2. Lack of Cooperation with the Plan of Change – The purpose of the systematized process in the document linked above is to ensure that the plan of change is (a) biblical, (b) comprehensive, (c) clear and (d) adequately supported. If these four criteria are met, then non-compliance would be the reason for ineffectiveness. As was stated in the section on “crisis precipitated by hidden sin,” subverting the opportunity to develop a plan of change through hiding and secrecy is also reason for coming under church discipline.
3. Concern for Salvation – Church discipline, at every stage, is a warning; not a punishment. Whatever punishment sin deserves has been paid for by Christ if only we will actively rely on him. Discipline is the increasingly-public voice of the church, as the Body of Christ, drawing attention to the fact that the member under discipline is not actively relying on Christ for freedom from their sin. It is the church saying “God will not be mocked (Gal. 6:7)” by our claim to rely on Christ for the forgiveness of sin without also relying on Christ for freedom from sin.

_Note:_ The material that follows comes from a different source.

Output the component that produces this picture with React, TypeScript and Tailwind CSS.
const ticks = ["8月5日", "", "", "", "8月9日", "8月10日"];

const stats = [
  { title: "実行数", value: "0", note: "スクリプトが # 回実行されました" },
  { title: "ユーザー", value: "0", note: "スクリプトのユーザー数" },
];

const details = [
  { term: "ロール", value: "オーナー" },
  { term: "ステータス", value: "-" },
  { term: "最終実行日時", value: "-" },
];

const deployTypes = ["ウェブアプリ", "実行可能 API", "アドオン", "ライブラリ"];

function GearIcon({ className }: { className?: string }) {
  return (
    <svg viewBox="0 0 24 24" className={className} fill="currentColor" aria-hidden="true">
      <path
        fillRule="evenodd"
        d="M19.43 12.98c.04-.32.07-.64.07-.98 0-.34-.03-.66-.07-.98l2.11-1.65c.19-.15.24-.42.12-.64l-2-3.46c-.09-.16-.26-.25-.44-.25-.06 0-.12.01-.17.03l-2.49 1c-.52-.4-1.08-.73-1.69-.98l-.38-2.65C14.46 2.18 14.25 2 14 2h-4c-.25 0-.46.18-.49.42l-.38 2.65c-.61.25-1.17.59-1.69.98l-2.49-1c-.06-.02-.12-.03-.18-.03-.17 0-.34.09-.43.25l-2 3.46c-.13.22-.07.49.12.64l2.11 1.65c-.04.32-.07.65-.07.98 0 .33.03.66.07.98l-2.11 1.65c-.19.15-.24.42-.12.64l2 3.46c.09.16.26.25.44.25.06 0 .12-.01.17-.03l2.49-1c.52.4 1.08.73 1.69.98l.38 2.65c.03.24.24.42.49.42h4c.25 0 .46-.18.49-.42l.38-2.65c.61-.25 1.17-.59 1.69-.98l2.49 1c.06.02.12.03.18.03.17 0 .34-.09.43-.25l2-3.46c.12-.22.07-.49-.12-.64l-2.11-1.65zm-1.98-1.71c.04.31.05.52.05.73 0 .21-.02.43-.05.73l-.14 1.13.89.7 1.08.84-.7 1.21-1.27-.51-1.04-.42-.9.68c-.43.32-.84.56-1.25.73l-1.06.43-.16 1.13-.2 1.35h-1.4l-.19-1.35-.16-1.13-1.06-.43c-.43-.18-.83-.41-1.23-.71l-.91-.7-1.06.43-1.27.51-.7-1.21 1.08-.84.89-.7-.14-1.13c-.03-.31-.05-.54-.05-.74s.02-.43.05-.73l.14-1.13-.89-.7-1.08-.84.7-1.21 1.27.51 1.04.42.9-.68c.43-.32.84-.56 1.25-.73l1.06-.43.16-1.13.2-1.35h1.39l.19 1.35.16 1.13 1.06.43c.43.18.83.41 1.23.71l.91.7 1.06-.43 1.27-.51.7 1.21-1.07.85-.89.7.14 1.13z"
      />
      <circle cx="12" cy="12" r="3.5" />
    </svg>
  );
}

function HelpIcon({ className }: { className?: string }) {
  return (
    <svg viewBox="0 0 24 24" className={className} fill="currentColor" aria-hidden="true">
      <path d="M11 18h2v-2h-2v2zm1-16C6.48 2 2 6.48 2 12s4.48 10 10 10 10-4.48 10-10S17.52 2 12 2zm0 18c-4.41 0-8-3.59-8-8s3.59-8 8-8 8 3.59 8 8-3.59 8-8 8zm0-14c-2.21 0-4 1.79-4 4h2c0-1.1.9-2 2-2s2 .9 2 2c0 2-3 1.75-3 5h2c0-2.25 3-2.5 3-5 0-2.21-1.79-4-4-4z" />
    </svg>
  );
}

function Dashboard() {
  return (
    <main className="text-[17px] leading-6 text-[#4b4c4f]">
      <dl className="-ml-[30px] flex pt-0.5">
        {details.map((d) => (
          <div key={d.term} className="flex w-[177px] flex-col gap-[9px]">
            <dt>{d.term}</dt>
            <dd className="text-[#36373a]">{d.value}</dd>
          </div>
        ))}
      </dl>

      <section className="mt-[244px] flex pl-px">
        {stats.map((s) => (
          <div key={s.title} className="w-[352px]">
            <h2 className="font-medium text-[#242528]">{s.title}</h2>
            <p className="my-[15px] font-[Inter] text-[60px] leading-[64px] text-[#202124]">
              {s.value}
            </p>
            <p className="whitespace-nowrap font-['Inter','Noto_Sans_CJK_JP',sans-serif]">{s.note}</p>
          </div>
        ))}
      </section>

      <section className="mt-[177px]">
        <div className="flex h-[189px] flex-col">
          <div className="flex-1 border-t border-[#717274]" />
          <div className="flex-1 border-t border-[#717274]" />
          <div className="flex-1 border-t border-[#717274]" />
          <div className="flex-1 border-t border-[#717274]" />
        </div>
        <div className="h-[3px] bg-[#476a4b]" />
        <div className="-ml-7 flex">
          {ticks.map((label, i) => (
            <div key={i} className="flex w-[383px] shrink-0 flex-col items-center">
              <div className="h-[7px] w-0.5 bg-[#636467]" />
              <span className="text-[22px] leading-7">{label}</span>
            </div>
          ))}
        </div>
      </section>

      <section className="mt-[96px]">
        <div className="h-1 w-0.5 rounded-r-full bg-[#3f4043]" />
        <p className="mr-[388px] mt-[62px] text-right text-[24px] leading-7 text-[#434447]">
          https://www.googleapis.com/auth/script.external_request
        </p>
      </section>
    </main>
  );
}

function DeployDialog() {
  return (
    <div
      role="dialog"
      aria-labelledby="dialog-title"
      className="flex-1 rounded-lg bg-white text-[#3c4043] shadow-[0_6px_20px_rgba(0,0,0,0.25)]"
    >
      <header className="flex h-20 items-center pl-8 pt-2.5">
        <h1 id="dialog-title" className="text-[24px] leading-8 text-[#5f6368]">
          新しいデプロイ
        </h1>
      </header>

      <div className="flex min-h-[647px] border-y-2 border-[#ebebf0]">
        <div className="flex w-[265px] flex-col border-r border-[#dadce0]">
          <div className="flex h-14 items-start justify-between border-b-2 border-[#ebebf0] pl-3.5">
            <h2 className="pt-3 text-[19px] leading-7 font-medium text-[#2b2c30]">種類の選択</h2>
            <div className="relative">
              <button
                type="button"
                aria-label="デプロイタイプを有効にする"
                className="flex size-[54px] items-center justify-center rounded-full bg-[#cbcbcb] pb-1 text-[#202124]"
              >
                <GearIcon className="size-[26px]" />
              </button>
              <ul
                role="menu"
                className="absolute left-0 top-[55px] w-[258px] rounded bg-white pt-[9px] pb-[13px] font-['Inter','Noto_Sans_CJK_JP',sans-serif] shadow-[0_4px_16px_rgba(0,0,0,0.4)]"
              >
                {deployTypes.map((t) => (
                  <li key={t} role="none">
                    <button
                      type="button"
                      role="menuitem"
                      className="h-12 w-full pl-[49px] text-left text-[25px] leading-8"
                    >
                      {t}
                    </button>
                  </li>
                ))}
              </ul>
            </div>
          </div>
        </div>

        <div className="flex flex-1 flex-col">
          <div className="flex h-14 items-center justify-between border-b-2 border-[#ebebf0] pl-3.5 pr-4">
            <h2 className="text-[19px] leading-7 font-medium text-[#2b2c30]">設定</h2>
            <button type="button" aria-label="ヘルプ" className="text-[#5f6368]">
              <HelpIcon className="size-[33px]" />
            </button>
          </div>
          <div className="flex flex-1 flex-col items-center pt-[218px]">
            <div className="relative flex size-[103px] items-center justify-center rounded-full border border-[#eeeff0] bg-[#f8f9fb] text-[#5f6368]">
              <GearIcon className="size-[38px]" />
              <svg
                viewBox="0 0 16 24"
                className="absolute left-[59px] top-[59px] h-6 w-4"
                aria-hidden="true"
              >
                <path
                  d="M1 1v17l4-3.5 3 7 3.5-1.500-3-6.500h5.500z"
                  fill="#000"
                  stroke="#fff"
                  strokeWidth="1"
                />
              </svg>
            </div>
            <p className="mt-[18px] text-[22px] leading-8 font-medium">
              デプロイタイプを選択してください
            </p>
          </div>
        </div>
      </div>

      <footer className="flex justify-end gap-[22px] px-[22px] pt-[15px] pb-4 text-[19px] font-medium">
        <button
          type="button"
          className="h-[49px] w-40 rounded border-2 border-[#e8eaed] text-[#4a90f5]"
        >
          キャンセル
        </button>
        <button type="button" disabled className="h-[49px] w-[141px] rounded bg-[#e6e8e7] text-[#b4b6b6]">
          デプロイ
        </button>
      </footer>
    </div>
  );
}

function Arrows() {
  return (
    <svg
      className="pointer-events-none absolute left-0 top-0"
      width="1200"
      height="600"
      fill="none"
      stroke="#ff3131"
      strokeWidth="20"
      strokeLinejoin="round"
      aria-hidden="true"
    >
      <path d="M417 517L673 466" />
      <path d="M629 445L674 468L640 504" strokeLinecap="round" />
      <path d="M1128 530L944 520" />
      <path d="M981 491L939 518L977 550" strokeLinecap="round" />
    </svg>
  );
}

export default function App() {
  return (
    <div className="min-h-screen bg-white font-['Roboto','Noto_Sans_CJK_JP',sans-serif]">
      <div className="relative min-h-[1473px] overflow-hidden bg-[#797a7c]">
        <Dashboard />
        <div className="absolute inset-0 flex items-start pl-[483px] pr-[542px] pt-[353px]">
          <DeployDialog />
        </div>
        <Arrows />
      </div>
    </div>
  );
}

4. Public Harm to the Reputation of Christ – If “concern for salvation” is the church’s obligation to the member, then “public harm to the reputation of Christ” is the church’s obligation to its unsaved community. When a church holds a member in good standing, the church is saying to its community, “This person is a living example of the redemptive work of Christ.” Church discipline is the process by which the church seeks to either (a) restore the member to a life exemplifying this statement, or (b) uphold its testimony to the community by removing a member who is not actively exemplifying the character of Christ.
 Crisis-prompted church discipline begins at “phase two: engagement by more than one believer, including a church elder, in a formal process of change” because the hidden sin circumvented the opportunity for “phase one: engagement by a friend or pastor in a more informal process.”